Dynamic density modes of high-speed cavity flow from low sampling rate Schlieren

Open cavity flows are associated with strong tonal and broadband velocity and pressure field fluctuations. To study the dynamics of high-speed cavity flows, time-resolved measurements are generally required. In our past study, we developed a method called 'spectral analysis modal method (SAMM)' (DOI: 10.1007/s00348-020-03057-8) to extract the dynamically coherent structures using synchronized non-time-resolved (NTR) PIV and time-resolved (TR) pressure measurements.

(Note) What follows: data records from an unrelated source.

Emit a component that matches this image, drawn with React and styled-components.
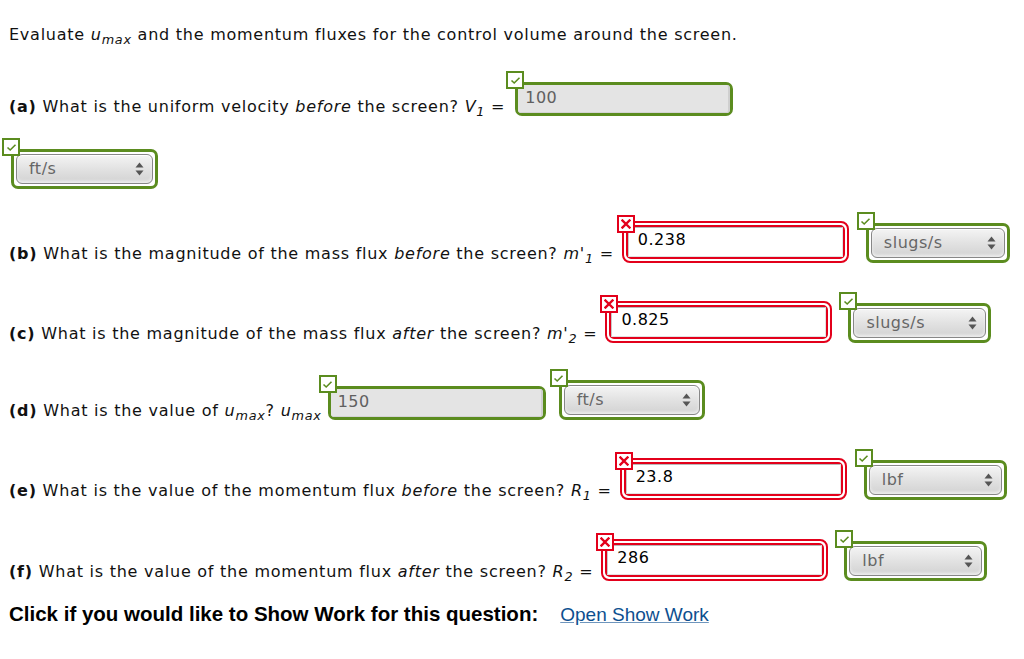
import styled, { createGlobalStyle } from "styled-components";

const GREEN = "#5b8c1f";
const RED = "#e3001b";

const GlobalStyle = createGlobalStyle`
  body {
    margin: 0;
    background: #ffffff;
    font-family: "DejaVu Sans", Verdana, sans-serif;
    color: #111111;
  }
`;

const Page = styled.div`
  padding: 25px 8px 20px 9px;
  display: flex;
  flex-direction: column;
`;

const Heading = styled.div`
  font-size: 16px;
  line-height: 20px;
`;

const Row = styled.div`
  display: flex;
  align-items: flex-end;
  margin-top: ${(p) => p.$top ?? 38}px;
  margin-left: ${(p) => p.$left ?? 0}px;
`;

const Label = styled.span`
  font-size: 16px;
  line-height: 18px;
  letter-spacing: 0.75px;
  white-space: nowrap;

  b {
    font-weight: bold;
  }

  sub {
    font-size: 0.8em;
    line-height: 0;
    vertical-align: -0.3em;
  }
`;

const Wrap = styled.div`
  position: relative;
  flex: none;
  margin-left: ${(p) => p.$gap ?? 0}px;
`;

const Badge = styled.div`
  position: absolute;
  left: ${(p) => (p.$bad ? -5 : -9)}px;
  top: ${(p) => (p.$bad ? -6 : -11)}px;
  width: 18px;
  height: 18px;
  box-sizing: border-box;
  background: #ffffff;
  border: 2px solid ${(p) => (p.$bad ? RED : GREEN)};
  display: flex;
  align-items: center;
  justify-content: center;
  z-index: 2;
`;

const GreenFrame = styled.div`
  box-sizing: border-box;
  width: ${(p) => p.$w}px;
  height: ${(p) => p.$h}px;
  border: 3px solid ${GREEN};
  border-radius: 7px;
  padding: ${(p) => p.$pad ?? 0}px;
  background: #ffffff;
  display: flex;
`;

const RedFrame = styled.div`
  box-sizing: border-box;
  width: 227px;
  height: 42px;
  border: 2px solid ${RED};
  border-radius: 8px;
  padding: 2px;
  background: #ffffff;
  display: flex;
`;

const RedInner = styled.div`
  flex: 1;
  border: 2px solid ${RED};
  border-radius: 5px;
  display: flex;
`;

const TextInput = styled.input`
  flex: 1;
  min-width: 0;
  box-sizing: border-box;
  margin: 0;
  outline: none;
  font-family: "DejaVu Sans", Verdana, sans-serif;
  font-size: 16px;
  letter-spacing: 0.5px;
  padding: 0 0 5px 9px;
  border: none;
  border-top: 1px solid #b9b9b9;
  border-left: 1px solid #c9c9c9;
  border-right: 1px solid #e2e2e2;
  border-bottom: 1px solid #e2e2e2;
  color: ${(p) => (p.$locked ? "#606060" : "#000000")};
  background: ${(p) => (p.$locked ? "#e4e4e4" : "#ffffff")};
  border-radius: ${(p) => (p.$locked ? "3px" : "0")};
  ${(p) =>
    p.$locked &&
    `
    border: none;
    border-right: 2px solid #cfcfcf;
    border-bottom: 1px solid #d4d4d4;
    padding: 0 0 2px 7px;
  `}
`;

const Select = styled.div`
  flex: 1;
  box-sizing: border-box;
  border: 1px solid #878787;
  border-radius: 6px;
  background: linear-gradient(#f4f4f4 0%, #e2e2e2 50%, #d2d2d2 100%);
  box-shadow: inset 0 1px 0 #ffffff, inset 0 -2px 3px rgba(255, 255, 255, 0.6);
  display: flex;
  align-items: center;
  justify-content: space-between;
  padding: 0 8px 1px 12px;
  color: #666666;
  font-size: 16px;
  letter-spacing: 0.5px;
`;

const Check = () => (
  <svg width="11" height="9" viewBox="0 0 11 9">
    <polyline points="1.5,4.5 4.2,7 9.5,1.8" fill="none" stroke={GREEN} strokeWidth="1.6" />
  </svg>
);

const Cross = () => (
  <svg width="10" height="10" viewBox="0 0 10 10">
    <path d="M1.5 1.5 L8.5 8.5 M8.5 1.5 L1.5 8.5" stroke={RED} strokeWidth="2.4" strokeLinecap="square" />
  </svg>
);

const Arrows = () => (
  <svg width="9" height="14" viewBox="0 0 9 14">
    <path d="M4.5 0.5 L8.5 5.5 L0.5 5.5 Z" fill="#555555" />
    <path d="M4.5 13.5 L8.5 8.5 L0.5 8.5 Z" fill="#555555" />
  </svg>
);

const LockedAnswer = ({ value, gap }) => (
  <Wrap $gap={gap}>
    <Badge><Check /></Badge>
    <GreenFrame $w={218} $h={34}>
      <TextInput $locked readOnly value={value} />
    </GreenFrame>
  </Wrap>
);

const WrongAnswer = ({ value, gap }) => (
  <Wrap $gap={gap}>
    <Badge $bad><Cross /></Badge>
    <RedFrame>
      <RedInner>
        <TextInput readOnly value={value} />
      </RedInner>
    </RedFrame>
  </Wrap>
);

const UnitAnswer = ({ unit, gap, width = 144 }) => (
  <Wrap $gap={gap}>
    <Badge><Check /></Badge>
    <GreenFrame $w={width} $h={40} $pad={2}>
      <Select>
        <span>{unit}</span>
        <Arrows />
      </Select>
    </GreenFrame>
  </Wrap>
);

const Footer = styled.div`
  margin-top: 22px;
  display: flex;
  align-items: baseline;
  font-family: "Liberation Sans", Arial, sans-serif;
  line-height: 22px;
`;

const FooterLabel = styled.span`
  font-weight: bold;
  font-size: 20.5px;
  color: #000000;
`;

const ShowWork = styled.a`
  margin-left: 22px;
  font-size: 19px;
  color: #0d4f8f;
  text-decoration: underline;
  text-decoration-color: #6f96bd;
  cursor: pointer;
`;

const Umax = () => (
  <i>
    u<sub>max</sub>
  </i>
);

export default function App() {
  return (
    <>
      <GlobalStyle />
      <Page>
        <Heading>
          <Label>
            Evaluate <Umax /> and the momentum fluxes for the control volume around the screen.
          </Label>
        </Heading>

        <Row $top={37}>
          <Label>
            <b>(a)</b> What is the uniform velocity <i>before</i> the screen? <i>V<sub>1</sub></i> =
          </Label>
          <LockedAnswer value="100" gap={10} />
        </Row>
        <Row $top={33} $left={2}>
          <UnitAnswer unit="ft/s" width={147} />
        </Row>

        <Row $top={32}>
          <Label>
            <b>(b)</b> What is the magnitude of the mass flux <i>before</i> the screen? <i>m'<sub>1</sub></i> =
          </Label>
          <WrongAnswer value="0.238" gap={8} />
          <UnitAnswer unit="slugs/s" gap={17} />
        </Row>

        <Row>
          <Label>
            <b>(c)</b> What is the magnitude of the mass flux <i>after</i> the screen? <i>m'<sub>2</sub></i> =
          </Label>
          <WrongAnswer value="0.825" gap={8} />
          <UnitAnswer unit="slugs/s" gap={16} width={143} />
        </Row>

        <Row $top={37}>
          <Label>
            <b>(d)</b> What is the value of <Umax />? <Umax />
          </Label>
          <LockedAnswer value="150" gap={6} />
          <UnitAnswer unit="ft/s" gap={13} width={146} />
        </Row>

        <Row>
          <Label>
            <b>(e)</b> What is the value of the momentum flux <i>before</i> the screen? <i>R<sub>1</sub></i> =
          </Label>
          <WrongAnswer value="23.8" gap={8} />
          <UnitAnswer unit="lbf" gap={17} width={143} />
        </Row>

        <Row $top={39}>
          <Label>
            <b>(f)</b> What is the value of the momentum flux <i>after</i> the screen? <i>R<sub>2</sub></i> =
          </Label>
          <WrongAnswer value="286" gap={8} />
          <UnitAnswer unit="lbf" gap={16} width={143} />
        </Row>

        <Footer>
          <FooterLabel>Click if you would like to Show Work for this question:</FooterLabel>
          <ShowWork>Open Show Work</ShowWork>
        </Footer>
      </Page>
    </>
  );
}
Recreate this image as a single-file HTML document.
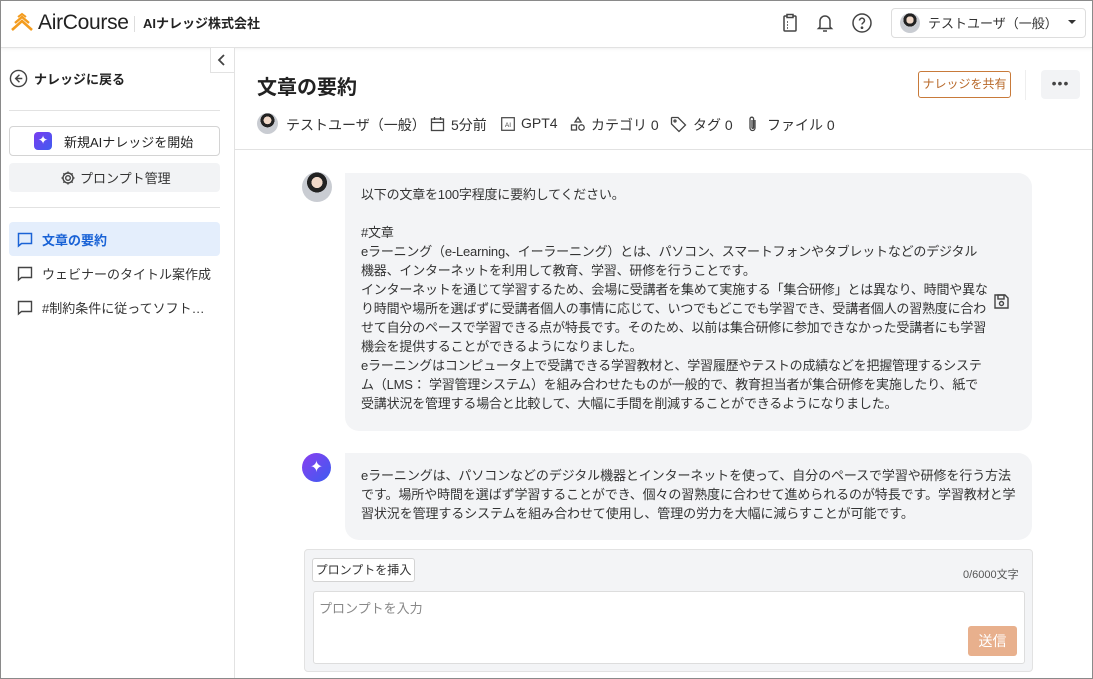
<!DOCTYPE html>
<html><head><meta charset="utf-8"><style>
*{box-sizing:border-box;margin:0;padding:0}
body{width:1093px;height:679px;overflow:hidden;font-family:"Liberation Sans","Noto Sans CJK JP",sans-serif;color:#333;background:#fff;position:relative}
.frame{position:absolute;inset:0;border:1px solid #8a8a8a;pointer-events:none;z-index:10}
.hdr{position:absolute;left:0;top:0;width:1093px;height:48px;border-bottom:1px solid #e2e2e2;box-shadow:0 1px 3px rgba(0,0,0,.06);background:#fff}
.abs{position:absolute}
.side{position:absolute;left:0;top:48px;width:235px;height:631px;border-right:1px solid #e2e2e2}
.sb{font-size:13px}
.av{border-radius:50%;background:radial-gradient(circle at 50% 35%,#f0d8c8 0 22%,#222 23% 40%,#c9ccd2 41%);overflow:hidden}
.msg{font-size:13px;line-height:19px;color:#333}
.nw{white-space:nowrap}
</style></head><body>
<div class="hdr">
 <svg class="abs" style="left:10px;top:12px" width="24" height="20" viewBox="0 0 24 20"><path d="M2 18 L12 9 L22 18" fill="none" stroke="#f39c1f" stroke-width="2.6"/><path d="M5 11 L12 5 L19 11" fill="none" stroke="#f39c1f" stroke-width="2.4"/><path d="M8 5 L12 2 L16 5" fill="none" stroke="#f39c1f" stroke-width="2"/></svg>
 <div class="abs" style="left:38px;top:11px;font-size:21px;color:#222;letter-spacing:-0.3px">AirCourse</div>
 <div class="abs" style="left:134px;top:16px;width:1px;height:16px;background:#ddd"></div>
 <div class="abs" style="left:143px;top:13px;font-size:13px;font-weight:bold;color:#222">AIナレッジ株式会社</div>
 <svg class="abs" style="left:780px;top:13px" width="20" height="20" viewBox="0 0 20 20" fill="none" stroke="#444" stroke-width="1.5"><rect x="4" y="3" width="12" height="15" rx="1"/><rect x="7" y="1.5" width="6" height="3" fill="#fff"/><path d="M7 9h1M7 12h1M7 15h1"/></svg>
 <svg class="abs" style="left:815px;top:12px" width="20" height="22" viewBox="0 0 20 22" fill="none" stroke="#444" stroke-width="1.5"><path d="M5 15V9a5 5 0 0110 0v6l1.5 1.5h-13z"/><path d="M8 19h4"/></svg>
 <svg class="abs" style="left:851px;top:12px" width="22" height="22" viewBox="0 0 22 22" fill="none" stroke="#444" stroke-width="1.5"><circle cx="11" cy="11" r="9"/><path d="M8.5 8.5a2.5 2.5 0 115 .3c0 1.7-2.5 2-2.5 3.7"/><circle cx="11" cy="15.7" r=".6" fill="#444"/></svg>
 <div class="abs" style="left:891px;top:8px;width:195px;height:30px;border:1px solid #ddd;border-radius:4px"></div>
 <div class="abs av" style="left:900px;top:13px;width:20px;height:20px"></div>
 <div class="abs" style="left:928px;top:13px;font-size:13px;color:#333">テストユーザ（一般）</div>
 <div class="abs" style="left:1068px;top:20px;border:4px solid transparent;border-top:4px solid #333;border-bottom:0"></div>
</div>
<div class="side">
 <div class="abs" style="left:210px;top:0;width:25px;height:25px;border:1px solid #e2e2e2;border-top:0;background:#fff"></div>
 <svg class="abs" style="left:216px;top:5px" width="12" height="14" viewBox="0 0 12 14"><path d="M8 2L3 7l5 5" fill="none" stroke="#444" stroke-width="1.8"/></svg>
 <svg class="abs" style="left:9px;top:21px" width="19" height="19" viewBox="0 0 20 20" fill="none" stroke="#444" stroke-width="1.5"><circle cx="10" cy="10" r="8.5"/><path d="M11 6l-4 4 4 4M7 10h7"/></svg>
 <div class="abs sb" style="left:34px;top:21px;font-weight:bold;color:#222">ナレッジに戻る</div>
 <div class="abs" style="left:9px;top:62px;width:211px;height:1px;background:#e2e2e2"></div>
 <div class="abs" style="left:9px;top:78px;width:211px;height:30px;border:1px solid #d4d4d4;border-radius:4px"></div>
 <div class="abs" style="left:34px;top:84px;width:18px;height:18px;border-radius:4px;background:linear-gradient(135deg,#7a3cf0,#3f5cf0)"></div>
 <div class="abs" style="left:38px;top:85px;color:#fff;font-size:12px">✦</div>
 <div class="abs sb" style="left:64px;top:84px;color:#222">新規AIナレッジを開始</div>
 <div class="abs" style="left:9px;top:115px;width:211px;height:29px;background:#f2f3f5;border-radius:4px"></div>
 <svg class="abs" style="left:60px;top:122px" width="16" height="16" viewBox="0 0 16 16" fill="none" stroke="#444" stroke-width="1.4"><circle cx="8" cy="8" r="2.3"/><path d="M8 1.5v2M8 12.5v2M1.5 8h2M12.5 8h2M3.4 3.4l1.4 1.4M11.2 11.2l1.4 1.4M3.4 12.6l1.4-1.4M11.2 4.8l1.4-1.4"/><circle cx="8" cy="8" r="5"/></svg>
 <div class="abs sb" style="left:80px;top:120px;color:#333">プロンプト管理</div>
 <div class="abs" style="left:9px;top:159px;width:211px;height:1px;background:#e2e2e2"></div>
 <div class="abs" style="left:9px;top:174px;width:211px;height:34px;background:#e4eefc;border-radius:4px"></div>
 <svg class="abs" style="left:17px;top:184px" width="16" height="16" viewBox="0 0 16 16" fill="none" stroke="#1a63d6" stroke-width="1.5"><path d="M1.5 1.5h13v10h-10l-3 2.5z"/></svg>
 <div class="abs sb" style="left:42px;top:182px;font-weight:bold;color:#1a63d6">文章の要約</div>
 <svg class="abs" style="left:17px;top:218px" width="16" height="16" viewBox="0 0 16 16" fill="none" stroke="#444" stroke-width="1.4"><path d="M1.5 1.5h13v10h-10l-3 2.5z"/></svg>
 <div class="abs sb" style="left:42px;top:216px">ウェビナーのタイトル案作成</div>
 <svg class="abs" style="left:17px;top:252px" width="16" height="16" viewBox="0 0 16 16" fill="none" stroke="#444" stroke-width="1.4"><path d="M1.5 1.5h13v10h-10l-3 2.5z"/></svg>
 <div class="abs sb" style="left:42px;top:250px">#制約条件に従ってソフト…</div>
</div>
<div class="abs" style="left:257px;top:71px;font-size:20px;font-weight:bold;color:#222">文章の要約</div>
<div class="abs" style="left:918px;top:71px;width:93px;height:27px;border:1px solid #c87a3a;border-radius:3px;font-size:12px;color:#b8692a;text-align:center;line-height:25px">ナレッジを共有</div>
<div class="abs" style="left:1025px;top:70px;width:1px;height:30px;background:#eee"></div>
<div class="abs" style="left:1041px;top:70px;width:39px;height:29px;background:#f2f3f5;border-radius:4px;text-align:center;font-size:14px;line-height:26px;color:#444;letter-spacing:1px">•••</div>
<div class="abs av" style="left:257px;top:113px;width:21px;height:21px"></div>
<div class="abs" style="left:286px;top:115px;font-size:14px;color:#333;white-space:nowrap">テストユーザ（一般）</div>
<svg class="abs" style="left:430px;top:116px" width="15" height="16" viewBox="0 0 15 16" fill="none" stroke="#444" stroke-width="1.3"><rect x="1.5" y="3" width="12" height="11.5"/><path d="M1.5 6.5h12M4.5 1v3M10.5 1v3"/></svg>
<div class="abs" style="left:451px;top:115px;font-size:14px">5分前</div>
<svg class="abs" style="left:501px;top:117px" width="14" height="14" viewBox="0 0 14 14"><rect x=".7" y=".7" width="12.6" height="12.6" fill="none" stroke="#444" stroke-width="1.2"/><text x="7" y="10" font-size="6.5" text-anchor="middle" font-family="Liberation Sans" fill="#444">AI</text></svg>
<div class="abs" style="left:521px;top:115px;font-size:14px">GPT4</div>
<svg class="abs" style="left:570px;top:116px" width="16" height="16" viewBox="0 0 16 16" fill="none" stroke="#444" stroke-width="1.3"><path d="M8 1.5l3 4.5H5z"/><rect x="1.5" y="9" width="5" height="5"/><circle cx="11.5" cy="11.5" r="2.7"/></svg>
<div class="abs" style="left:591px;top:115px;font-size:14px">カテゴリ 0</div>
<svg class="abs" style="left:670px;top:116px" width="17" height="17" viewBox="0 0 17 17" fill="none" stroke="#444" stroke-width="1.3"><path d="M1.5 2v6l7.5 7.5 6.5-6.5L8 1.5H2z"/><circle cx="5" cy="5" r="1"/></svg>
<div class="abs" style="left:693px;top:115px;font-size:14px">タグ 0</div>
<svg class="abs" style="left:746px;top:115px" width="14" height="18" viewBox="0 0 14 18" fill="none" stroke="#444" stroke-width="1.3"><path d="M9 5v8a2.5 2.5 0 01-5 0V4a1.8 1.8 0 013.6 0v8.5a.8.8 0 01-1.6 0V5"/></svg>
<div class="abs" style="left:767px;top:115px;font-size:14px">ファイル 0</div>
<div class="abs" style="left:235px;top:149px;width:858px;height:1px;background:#e2e2e2"></div>

<div class="abs av" style="left:302px;top:172px;width:30px;height:30px"></div>
<div class="abs" style="left:345px;top:173px;width:687px;height:258px;background:#f3f4f6;border-radius:0 14px 14px 14px"></div>
<div class="abs msg nw" style="left:361px;top:185px;letter-spacing:-0.2px">以下の文章を100字程度に要約してください。<br><br>#文章<br>eラーニング（e-Learning、イーラーニング）とは、パソコン、スマートフォンやタブレットなどのデジタル<br>機器、インターネットを利用して教育、学習、研修を行うことです。<br>インターネットを通じて学習するため、会場に受講者を集めて実施する「集合研修」とは異なり、時間や異な<br>り時間や場所を選ばずに受講者個人の事情に応じて、いつでもどこでも学習でき、受講者個人の習熟度に合わ<br>せて自分のペースで学習できる点が特長です。そのため、以前は集合研修に参加できなかった受講者にも学習<br>機会を提供することができるようになりました。<br>eラーニングはコンピュータ上で受講できる学習教材と、学習履歴やテストの成績などを把握管理するシステ<br>ム（LMS： 学習管理システム）を組み合わせたものが一般的で、教育担当者が集合研修を実施したり、紙で<br>受講状況を管理する場合と比較して、大幅に手間を削減することができるようになりました。</div>
<svg class="abs" style="left:993px;top:293px" width="17" height="17" viewBox="0 0 17 17" fill="none" stroke="#444" stroke-width="1.4"><path d="M2 2h10l3 3v10H2z"/><rect x="5" y="2" width="6" height="4"/><circle cx="8.5" cy="10.5" r="2"/></svg>

<div class="abs" style="left:302px;top:453px;width:29px;height:29px;border-radius:50%;background:linear-gradient(135deg,#8a3ef0,#3b5cf0);color:#fff;text-align:center;font-size:16px;line-height:29px">✦</div>
<div class="abs" style="left:345px;top:453px;width:687px;height:87px;background:#f3f4f6;border-radius:0 14px 14px 14px"></div>
<div class="abs msg nw" style="left:361px;top:466px;letter-spacing:-0.1px">eラーニングは、パソコンなどのデジタル機器とインターネットを使って、自分のペースで学習や研修を行う方法<br>です。場所や時間を選ばず学習することができ、個々の習熟度に合わせて進められるのが特長です。学習教材と学<br>習状況を管理するシステムを組み合わせて使用し、管理の労力を大幅に減らすことが可能です。</div>

<div class="abs" style="left:304px;top:549px;width:729px;height:123px;background:#f3f4f6;border:1px solid #e2e2e2;border-radius:4px"></div>
<div class="abs" style="left:312px;top:558px;width:103px;height:24px;background:#fff;border:1px solid #d4d4d4;border-radius:3px;font-size:12px;text-align:center;line-height:22px;color:#333">プロンプトを挿入</div>
<div class="abs" style="left:963px;top:566px;font-size:11px;color:#555">0/6000文字</div>
<div class="abs" style="left:313px;top:591px;width:712px;height:73px;background:#fff;border:1px solid #ddd;border-radius:3px"></div>
<div class="abs" style="left:319px;top:598px;font-size:13px;color:#888">プロンプトを入力</div>
<div class="abs" style="left:968px;top:626px;width:49px;height:30px;background:#e8b08d;border-radius:3px;color:#fff;font-size:14px;text-align:center;line-height:30px">送信</div>
<div class="frame"></div>
</body></html>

The NTR method yields the uncovers the SPOD modes from TR PIV. In the current study to investigate the compressibility effects of cavity flows at Mach 0.6, NTR Schlieren was similarly synchronized with TR surface pressure measurements in the cavity. The Schlieren images were converted into the vertical density gradient field using a knife edge cut-off calibration and the Gladstone-Dale relationship. The density field is then computed by integrating in the vertical direction from the top of the domain. Applying SAMM to snapshots of the density fields and pressure data from the three Kulite sensors, the density modes at the first four Rossiter frequencies are obtained. These modes show both downstream traveling waves and upstream propagating pressure waves identifying the feedback mechanism of the classic cavity flow.